Cette conception historique de Marx n'a rien de commun avec la soi-disant « école historique » du droit et de l'économie politique. Cette école réactionnaire considère comme sa tâche principale de prouver la lenteur de tous les changements et de défendre toutes les niaiseries anciennes en raison de leur âge historique vénérable. C'est au sujet de cette école que Henri Heine écrit si justement :
Ne va pas à Fulda, n'y va pas, mon ami;
L'air y est lourd et pernicieux;
Prends garde aux gendarmes et aux policiers
Et à toute l'école historique
(Contes d'hiver),
Maintenir les « saintes traditions » - telle est la nécessité impérieuse qui s'impose à la bourgeoisie. Il en résulte d'abord que les phénomènes, dont les origines se trouvent dans une période historique déterminée, sont considérés comme éternels, imposés par Dieu et, partant, immuables. Nous en citerons quelques exemples.
1. L'État. Nous savons très bien à présent que l'État est une organisation de classe, qu'il ne peut pas exister sans classes, qu'un État en dehors de toute classe, c'est quelque chose comme un carré rond, et que l'État est né à un certain degré de l'évolution humaine.
Mais consultons les savants bourgeois, et même les meilleurs.
E. Meyer écrit :
« J'ai souvent observé, il y a une trentaine d'années, parmi les chiens qui encombrent les rues de Constantinople, jusqu'où peut aller la formation des groupements organiques chez les animaux ; ils s'organisent en groupements séparés rigoureusement dans les quartiers différents, où l'on ne laissait pas entrer les chiens étrangers, et chaque soir, tous les chiens du quartier organisaient des réunions sur une place déserte, réunions qui duraient une demi-heure environ et étaient accompagnées de vifs aboiements. On peut, par conséquent, parler ici d'États de chiens délimités dans l'espace ». (E. Meyer : Geschichte des Altertums. Elemente der Anthropologie, p. 7).
Bien d'étonnant, qu'après cela Meyer considère l'État comme une propriété immuable de la société humaine ! Si les chiens eux-mêmes ont des États (et, par conséquent, des lois, des droits, etc ... ) comment les hommes pourraient-ils s'en passer ? !
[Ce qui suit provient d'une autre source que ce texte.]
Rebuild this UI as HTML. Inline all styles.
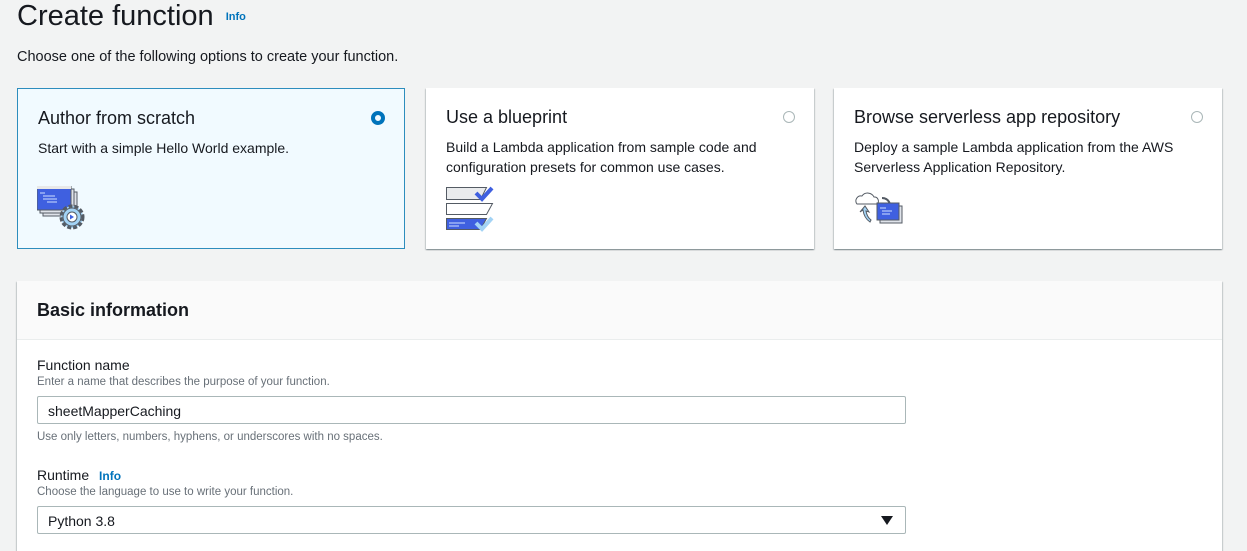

2. C'est à peu près de la même façon que les économistes bourgeois traitent le capital. Nous savons parfaitement que le capitalisme, comme le capital lui-même, n'a pas toujours existé.
Les capitalistes et les ouvriers sont des formations historiques et n'ont rien d'éternel. Cependant, les savants bourgeois ont toujours défini le capital comme si le capital et le régime capitaliste avaient toujours existé. Ainsi, Torrens écrit : « Dans la première pierre qu'un sauvage lance contre le gibier, dans le premier bâton qu'il prend pour cueillir des fruits... nous voyons l'appropriation des objets avec le désir d'en acquérir d'autres et découvrons ainsi l'origine du capital ». (K. Marx, Capital, tome 1, annotation.) « C'est ainsi qu'un singe qui abat des noix est un capitaliste » (il est vrai sans ouvrier)! Les économistes bourgeois les plus modernes ne raisonnent pas mieux. Pour prouver la pérennité du pouvoir, les malheureux sont obligés de forcer les chiens à passer pour des Lloyd George et des singes pour des Rothschild.
Les bourgeois qui étudient la question de l'impérialisme définissent souvent ce dernier comme une tendance de toute forme vitale vers son expansion. Nous savons parfaitement que l'impérialisme, c'est la politique du capital financier, que le capital financier lui-même est né seulement à la fin du XIXe siècle, en tant que forme économique dominante. Mais les savants bourgeois s'en moquent. Pour montrer qu'il « en a toujours été ainsi et qu'il en sera toujours de même », ils élèvent la poule qui becquète au niveau des impérialistes, parce qu'elle « annexe » le grain ! Le chien étatiste, le singe capitaliste et la poule impérialiste caractérisent suffisamment le niveau de la science bourgeoise moderne.